#### WHAT THE EXERCISE ASKS:
Select every line holding the word "this" and copy it.

#### DATA LINES:
○ ○ ○

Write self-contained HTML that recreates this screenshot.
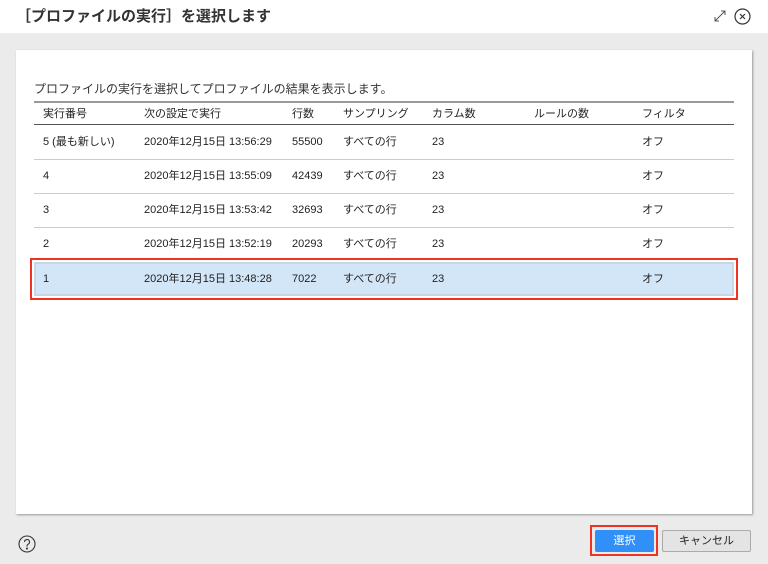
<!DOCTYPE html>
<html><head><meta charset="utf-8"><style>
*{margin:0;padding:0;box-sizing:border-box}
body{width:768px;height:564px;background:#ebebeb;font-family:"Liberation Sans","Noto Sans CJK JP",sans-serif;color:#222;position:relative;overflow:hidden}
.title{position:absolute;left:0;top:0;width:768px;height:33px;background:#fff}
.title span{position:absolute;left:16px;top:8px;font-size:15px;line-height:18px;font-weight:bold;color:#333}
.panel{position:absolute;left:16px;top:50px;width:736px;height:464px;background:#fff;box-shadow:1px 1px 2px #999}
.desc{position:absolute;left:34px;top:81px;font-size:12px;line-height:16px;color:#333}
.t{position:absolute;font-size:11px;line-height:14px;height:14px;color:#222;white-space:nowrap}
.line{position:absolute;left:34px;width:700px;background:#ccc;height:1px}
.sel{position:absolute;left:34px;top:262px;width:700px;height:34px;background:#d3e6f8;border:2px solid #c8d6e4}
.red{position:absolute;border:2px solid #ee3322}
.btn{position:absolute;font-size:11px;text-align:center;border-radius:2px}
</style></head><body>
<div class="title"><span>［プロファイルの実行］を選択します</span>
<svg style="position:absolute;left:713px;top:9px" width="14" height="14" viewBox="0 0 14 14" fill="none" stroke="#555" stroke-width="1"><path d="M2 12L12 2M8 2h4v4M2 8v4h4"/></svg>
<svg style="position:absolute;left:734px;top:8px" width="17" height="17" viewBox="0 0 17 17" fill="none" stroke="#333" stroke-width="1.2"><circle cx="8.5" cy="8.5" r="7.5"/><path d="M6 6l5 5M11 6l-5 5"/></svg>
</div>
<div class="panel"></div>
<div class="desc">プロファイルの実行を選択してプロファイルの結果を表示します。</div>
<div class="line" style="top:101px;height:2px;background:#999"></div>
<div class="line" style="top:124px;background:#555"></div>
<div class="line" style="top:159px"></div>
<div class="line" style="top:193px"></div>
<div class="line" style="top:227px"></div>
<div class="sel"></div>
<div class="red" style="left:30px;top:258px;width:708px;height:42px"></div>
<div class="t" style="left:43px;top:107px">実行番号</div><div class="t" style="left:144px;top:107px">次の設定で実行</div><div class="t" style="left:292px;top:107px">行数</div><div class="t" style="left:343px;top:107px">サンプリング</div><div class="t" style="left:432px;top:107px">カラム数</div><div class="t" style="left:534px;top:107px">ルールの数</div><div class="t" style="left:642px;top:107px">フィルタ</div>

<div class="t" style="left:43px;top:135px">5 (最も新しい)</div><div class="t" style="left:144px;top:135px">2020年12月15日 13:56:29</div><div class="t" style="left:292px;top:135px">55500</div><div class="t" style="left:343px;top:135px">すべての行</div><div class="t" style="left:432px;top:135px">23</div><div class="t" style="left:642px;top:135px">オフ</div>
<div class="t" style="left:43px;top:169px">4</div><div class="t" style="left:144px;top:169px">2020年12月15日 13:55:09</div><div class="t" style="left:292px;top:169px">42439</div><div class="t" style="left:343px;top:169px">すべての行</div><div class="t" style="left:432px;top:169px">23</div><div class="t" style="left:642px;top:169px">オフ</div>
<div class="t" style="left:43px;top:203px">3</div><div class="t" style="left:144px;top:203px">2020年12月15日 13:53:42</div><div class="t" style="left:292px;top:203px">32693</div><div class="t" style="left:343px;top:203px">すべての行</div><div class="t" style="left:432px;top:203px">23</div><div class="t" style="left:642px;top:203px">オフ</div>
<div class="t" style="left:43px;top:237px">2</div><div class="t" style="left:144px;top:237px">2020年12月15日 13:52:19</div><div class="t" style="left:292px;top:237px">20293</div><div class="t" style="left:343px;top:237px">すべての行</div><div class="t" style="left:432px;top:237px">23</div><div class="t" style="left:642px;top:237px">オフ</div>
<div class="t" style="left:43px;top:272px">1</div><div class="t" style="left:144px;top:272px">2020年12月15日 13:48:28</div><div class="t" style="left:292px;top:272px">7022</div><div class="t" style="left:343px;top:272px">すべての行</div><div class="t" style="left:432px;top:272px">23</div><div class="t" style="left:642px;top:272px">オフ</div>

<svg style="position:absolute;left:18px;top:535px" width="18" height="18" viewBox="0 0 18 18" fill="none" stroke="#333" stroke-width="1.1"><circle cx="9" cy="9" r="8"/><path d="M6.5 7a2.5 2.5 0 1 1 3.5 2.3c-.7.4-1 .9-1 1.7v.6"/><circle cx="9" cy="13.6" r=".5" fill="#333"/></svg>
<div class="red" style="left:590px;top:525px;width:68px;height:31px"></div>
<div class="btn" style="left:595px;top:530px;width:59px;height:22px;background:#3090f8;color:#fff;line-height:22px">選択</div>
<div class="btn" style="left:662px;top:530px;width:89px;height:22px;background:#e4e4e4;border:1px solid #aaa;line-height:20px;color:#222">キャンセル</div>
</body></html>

○ ○ ○

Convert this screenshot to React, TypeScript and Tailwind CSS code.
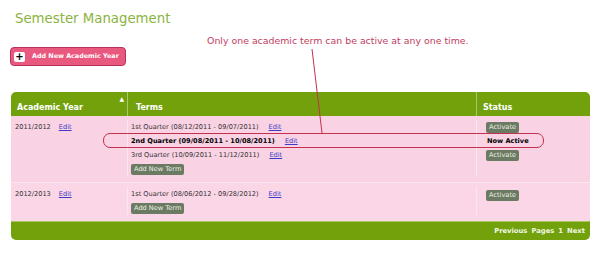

○ ○ ○

#### WORKED ANSWER:
Write self-contained HTML that recreates this screenshot.
Convert this screenshot to React, TypeScript and Tailwind CSS code.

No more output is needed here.